Singing this song, to the ears of someone arriving at the show straight from his 90s Palace albums, Oldham’s voice sounded very smooth, almost new. It breaks less, it’s true, but eventually I could hear the old tone and activity, so much happening in the notes. Just as interesting as his confident delivery of this old song (amazing to me, this confidence in front of a sold-out crowd, as he’d assembled) were his comments, just after he’d sung it, about its narrative features, the way it switches from first to third person a few verses in, “as if loving is too shameful,” I think he said, or as a way to mute the fear of the murdered lover. Not long after, he played another song that carried this same feature, one of his own, memorably called “I Am A Floozy,” about a woman, it seemed, who loves the companionship of all people and will lie down with anyone, until it ends with a distinctly separate verse of one of these people. Together, these two songs explained or gave the illusion of explaining all the mysteries of the Oldham songbook, which has interested and confounded me for years, so rich with female perspective and/or homoerotic content to drool over. In his shifting pronouns, in person, I got the fullest sense of the singer’s expansive affection.
Continuing the trend of these opening songs, his set list was very particular, not nearly a catalog survey or a greatest hits, though he did at times talk about the beginnings of his career in a way that cast the show as a kind of artist’s retrospective, and he played some more famous tunes. “New Partner,” chestnut of his catalog, his “Always on My Mind” (how did I never realize it before, the words are right there in the song!), came off beautifully, as did “The Brute Choir,” “Master & Everyone,” “Raining in Darling.” Later on he played some songs learned (but not all of them recorded) for his recent album of Everly Brothers songs with Dawn McCarthy, What the Brothers Sang. “Kentucky,” home to Everly and Oldham alike, registered with an obvious immediacy, close to sentimentality, while “Bird Dog” was the night’s liveliest moment by far.
The Everlys might be the most famous of his sources, which are otherwise somewhat obscure, or rather, from the point of view of the artist, the inevitable outcome of unburdened intuition and inspiration. That is to say, Oldham’s music remains impervious to the wider, popular world, not so wide after all, yet he can offer oblique, sometimes hilarious commentary on it.
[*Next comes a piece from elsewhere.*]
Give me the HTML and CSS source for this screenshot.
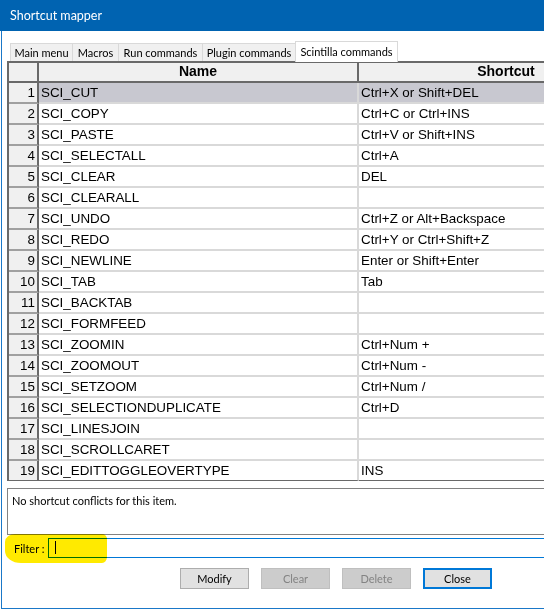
FILE: index.html
```html
<!DOCTYPE html>
<html>
<head>
<meta charset="utf-8">
<link rel="stylesheet" href="styles.css">
</head>
<body>
<div class="window">
  <div class="titlebar">Shortcut mapper</div>
  <div class="client">
    <div class="tabs">
      <div class="tab t1">Main menu</div>
      <div class="tab t2">Macros</div>
      <div class="tab t3">Run commands</div>
      <div class="tab t4">Plugin commands</div>
      <div class="tab t5 active">Scintilla commands</div>
    </div>
    <div class="grid">
      <div class="row head">
        <div class="cell num"></div>
        <div class="cell name">Name</div>
        <div class="cell sc">Shortcut</div>
      </div>
      <div class="row sel"><div class="cell num">1</div><div class="cell name">SCI_CUT</div><div class="cell sc">Ctrl+X or Shift+DEL</div></div>
      <div class="row"><div class="cell num">2</div><div class="cell name">SCI_COPY</div><div class="cell sc">Ctrl+C or Ctrl+INS</div></div>
      <div class="row"><div class="cell num">3</div><div class="cell name">SCI_PASTE</div><div class="cell sc">Ctrl+V or Shift+INS</div></div>
      <div class="row"><div class="cell num">4</div><div class="cell name">SCI_SELECTALL</div><div class="cell sc">Ctrl+A</div></div>
      <div class="row"><div class="cell num">5</div><div class="cell name">SCI_CLEAR</div><div class="cell sc">DEL</div></div>
      <div class="row"><div class="cell num">6</div><div class="cell name">SCI_CLEARALL</div><div class="cell sc"></div></div>
      <div class="row"><div class="cell num">7</div><div class="cell name">SCI_UNDO</div><div class="cell sc">Ctrl+Z or Alt+Backspace</div></div>
      <div class="row"><div class="cell num">8</div><div class="cell name">SCI_REDO</div><div class="cell sc">Ctrl+Y or Ctrl+Shift+Z</div></div>
      <div class="row"><div class="cell num">9</div><div class="cell name">SCI_NEWLINE</div><div class="cell sc">Enter or Shift+Enter</div></div>
      <div class="row"><div class="cell num">10</div><div class="cell name">SCI_TAB</div><div class="cell sc">Tab</div></div>
      <div class="row"><div class="cell num">11</div><div class="cell name">SCI_BACKTAB</div><div class="cell sc"></div></div>
      <div class="row"><div class="cell num">12</div><div class="cell name">SCI_FORMFEED</div><div class="cell sc"></div></div>
      <div class="row"><div class="cell num">13</div><div class="cell name">SCI_ZOOMIN</div><div class="cell sc">Ctrl+Num +</div></div>
      <div class="row"><div class="cell num">14</div><div class="cell name">SCI_ZOOMOUT</div><div class="cell sc">Ctrl+Num -</div></div>
      <div class="row"><div class="cell num">15</div><div class="cell name">SCI_SETZOOM</div><div class="cell sc">Ctrl+Num /</div></div>
      <div class="row"><div class="cell num">16</div><div class="cell name">SCI_SELECTIONDUPLICATE</div><div class="cell sc">Ctrl+D</div></div>
      <div class="row"><div class="cell num">17</div><div class="cell name">SCI_LINESJOIN</div><div class="cell sc"></div></div>
      <div class="row"><div class="cell num">18</div><div class="cell name">SCI_SCROLLCARET</div><div class="cell sc"></div></div>
      <div class="row last"><div class="cell num">19</div><div class="cell name">SCI_EDITTOGGLEOVERTYPE</div><div class="cell sc">INS</div></div>
    </div>
    <div class="conflicts">No shortcut conflicts for this item.</div>
    <div class="filter-row">
      <div class="filter-label">Filter :</div>
      <div class="filter-input"><span class="caret"></span></div>
    </div>
    <div class="buttons">
      <div class="btn">Modify</div>
      <div class="btn disabled">Clear</div>
      <div class="btn disabled">Delete</div>
      <div class="btn default">Close</div>
    </div>
  </div>
  <div class="highlight"></div>
</div>
</body>
</html>
```

FILE: styles.css
```css
html, body {
  margin: 0;
  padding: 0;
}
body {
  width: 544px;
  height: 609px;
  overflow: hidden;
  background: #ffffff;
}
.window {
  position: relative;
  width: 544px;
  height: 609px;
  overflow: hidden;
  font-family: Lato, "Noto Sans", sans-serif;
}
.titlebar {
  height: 31px;
  background: #0063b1;
  color: #ffffff;
  font-size: 12.5px;
  line-height: 31px;
  padding-left: 10px;
  box-sizing: border-box;
}
.client {
  box-sizing: border-box;
  height: 578px;
  margin-left: 1px;
  border-left: 1px solid #1a78c8;
  border-bottom: 1px solid #1a78c8;
  padding-top: 10px;
  overflow: hidden;
  background: #ffffff;
}
.tabs {
  display: flex;
  align-items: flex-end;
  height: 20px;
  margin-left: 8px;
  font-size: 11px;
  color: #000;
}
.tab {
  box-sizing: border-box;
  height: 18px;
  line-height: 17px;
  background: #f0f0f0;
  border: 1px solid #d9d9d9;
  border-bottom: none;
  margin-right: -1px;
  text-align: center;
  white-space: nowrap;
}
.t1 { width: 63px; }
.t2 { width: 47px; }
.t3 { width: 85px; }
.t4 { width: 94px; }
.t5 { width: 103px; }
.tab.active {
  height: 21px;
  line-height: 19px;
  background: #ffffff;
  margin-bottom: -1px;
  position: relative;
  z-index: 2;
}
.grid {
  margin-left: 5px;
  width: 660px;
  border-left: 2px solid #696969;
  border-top: 2px solid #696969;
  font-family: "Liberation Sans", Arial, sans-serif;
  font-size: 13.4px;
  color: #000;
  position: relative;
  z-index: 1;
}
.row {
  display: flex;
  height: 21px;
}
.cell {
  box-sizing: border-box;
  height: 100%;
  border-bottom: 2px solid #d9d9d9;
  border-right: 2px solid #d9d9d9;
  line-height: 19px;
  padding-left: 2px;
  white-space: nowrap;
  overflow: hidden;
}
.num {
  width: 30px;
  background: #f0f0f0;
  border-right-color: #696969;
  border-bottom-color: #a0a0a0;
  text-align: right;
  padding-left: 0;
  padding-right: 2px;
}
.name { width: 320px; }
.sc { width: 296px; padding-left: 2px; }
.row.sel .name, .row.sel .sc {
  background: #c8c8d0;
}
.row.head {
  height: 20px;
}
.row.head .cell {
  background: #f0f0f0;
  border-bottom: 2px solid #696969;
  border-right-color: #696969;
  font-weight: bold;
  font-size: 14px;
  text-align: center;
  line-height: 17px;
  padding: 0;
}
.row.last {
  height: 20px;
}
.row.last .cell {
  border-bottom: 1px solid #696969;
}
.conflicts {
  box-sizing: border-box;
  margin-top: 7px;
  margin-left: 5px;
  width: 600px;
  height: 47px;
  border: 1px solid #828282;
  padding: 5px 0 0 4px;
  font-size: 11px;
  line-height: 13px;
  color: #000;
}
.filter-row {
  display: flex;
  align-items: center;
  margin-top: 3px;
  height: 20px;
}
.filter-label {
  flex-shrink: 0;
  width: 34px;
  padding-left: 12px;
  font-size: 11px;
  color: #000;
  white-space: nowrap;
}
.filter-input {
  flex-shrink: 0;
  box-sizing: border-box;
  width: 560px;
  height: 20px;
  border: 1px solid #0078d7;
  background: #ffffff;
  padding-left: 6px;
  padding-top: 2px;
}
.caret {
  display: block;
  width: 1px;
  height: 13px;
  background: #000;
}
.buttons {
  display: flex;
  gap: 12px;
  margin-top: 10px;
  padding-left: 178px;
}
.btn {
  box-sizing: border-box;
  width: 69px;
  height: 21px;
  background: #e1e1e1;
  border: 1px solid #adadad;
  font-size: 11px;
  line-height: 19px;
  text-align: center;
  color: #000;
}
.btn.disabled {
  background: #cccccc;
  border-color: #bfbfbf;
  color: #838383;
}
.btn.default {
  border: 2px solid #0078d7;
  line-height: 17px;
}
.highlight {
  position: absolute;
  left: 5px;
  top: 534px;
  width: 102px;
  height: 29px;
  background: #ffea00;
  mix-blend-mode: multiply;
  border-radius: 10px 5px 5px 16px / 8px 5px 6px 12px;
  z-index: 5;
}
```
He accused Madonna of stealing his material (via time travel, I assume, as the song he named was “Oh Father”), and, in playing “Werner’s Last Blues to Blokbuster,” noted the different spelling and beauty of its featured word and how time has recently righted its hideous miscasting. His own act of reclamation, put fancifully by him: “Plant the seed and tenaciously wait for the winds of change to blow that franchise away.” His affection extends to words, too, often with the hope of returning them to their most beautiful usage.